For starters, there is a fantastic range of places to stay, from beautifully designed boutique hotels which will not necessarily break the budget – MannaBay, Welgelegen and Kensington Place were my favourites – to stately, colonial properties such as Ellerman House.

The city of course has beautiful beaches. Camps Bay is the best known but always busy, so those really in the know head for the trendy Clifton Beaches or local favourite Llandudno. I could easily have spent my entire time in Cape Town doing little else but basking, reading, people watching and swimming, bearing in mind that the Indian Ocean here leans to the very cold year round. So okay if you’re a hardy Brit brought up on the Cornish coast, but not so okay for an Aussie!

I particularly recall one memorable afternoon in the leafy suburb of Constantia on the far side of Table Mountain. Memorable for an exceptional and exceptionally long lunch at Cellars-Hohenort’s The Conservatory restaurant (you don’t need to be staying at the hotel to eat here) in a really beautiful setting with really friendly service. The hotel itself is the perfect retreat for those who want to be away from but within easy reach of the city centre, is right at the heart of the ‘Constantia Wine Route’, and is conveniently close to the beautiful Kirstenbosch Botanical Gardens – think leafy Richmond and Kew Gardens.
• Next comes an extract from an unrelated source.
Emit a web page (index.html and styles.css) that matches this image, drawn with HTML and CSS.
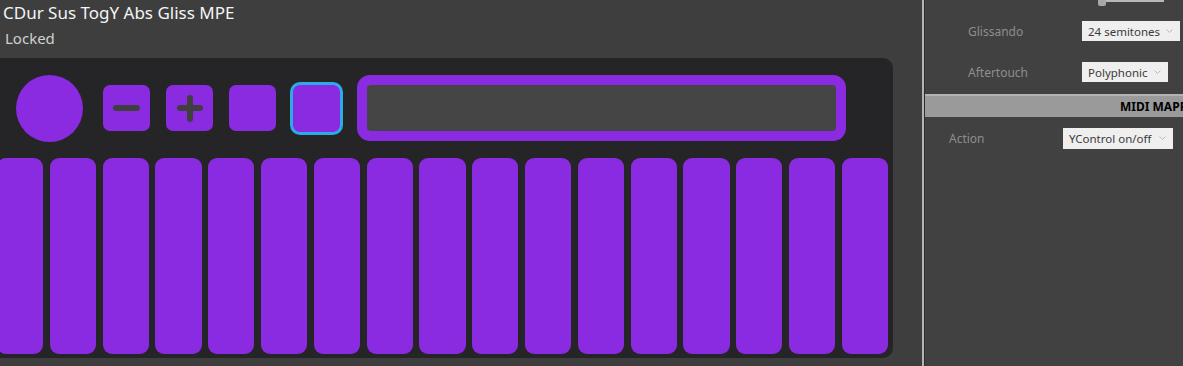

Must do’s for the first time visitor are Robben Island and the cable car ride up Table Mountain, or better still walk up and ride down. The V&A Waterfront remains ever popular, but as an alternative seek out some of the city’s cooler, more contemporary suburbs such as Woodstock – think Hoxton or Shoreditch here.

And when you do inevitably find yourself on the Waterfront, steer clear of the main shopping centre and head for the Watershed just beyond the V&A Hotel – ‘boutique’ shopping at its best, with a wonderfully curated collection of largely African brands from the worlds of fashion, textiles, ceramics, homeware and jewellery, plus some delicious gourmet food from the many market stalls.
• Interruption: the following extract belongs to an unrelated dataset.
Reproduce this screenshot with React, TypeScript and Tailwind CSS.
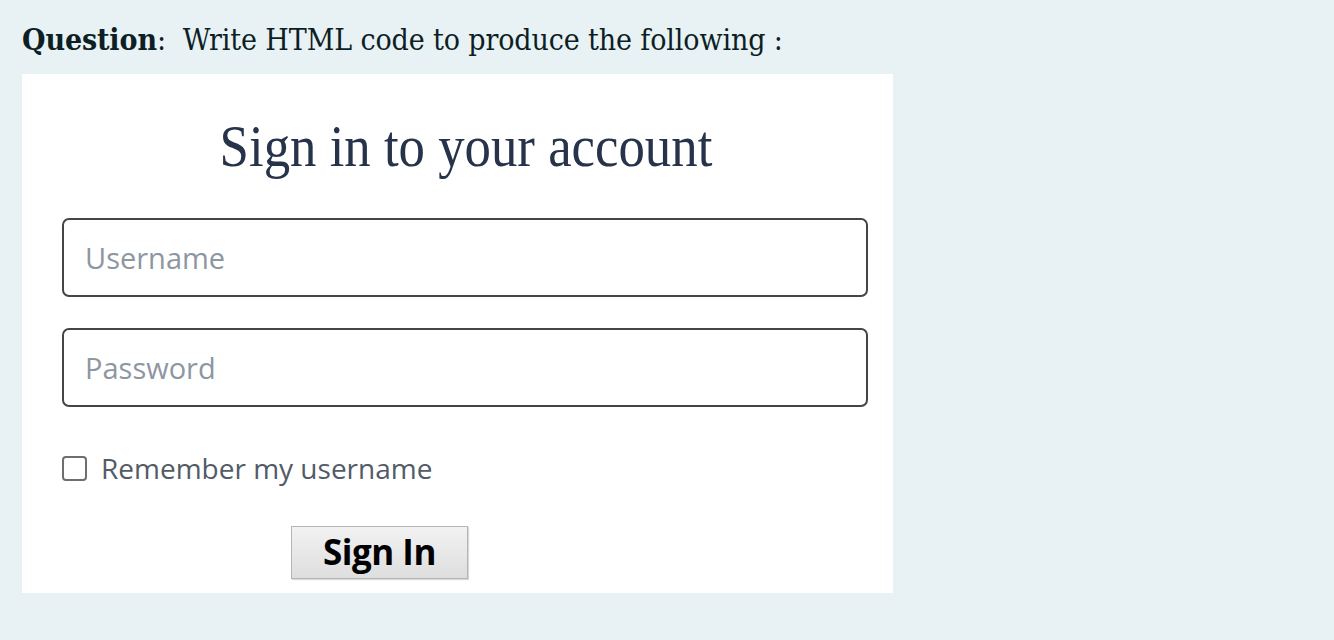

Cape-Town-harbour,-South-Africa.-shutterstock_938805251
Cape Town waterfront

Nor is there any excuse to have a bad meal in Cape Town. Options abound, but you might want to Bree Street which runs parallel to the main drag of Kloof Street and is the newest, trendiest place to hang out. Eat lobster and crab at the Deckhouse Crab Shack & BBQ, which also has great wine and a great deck area, then end with a night cap at Mother’s Ruin Gin Bar. Or try the Kloof Street House for something a little more sophisticated and refined.

Few places live up to their hype. Cape Town is one of the genuine exceptions.”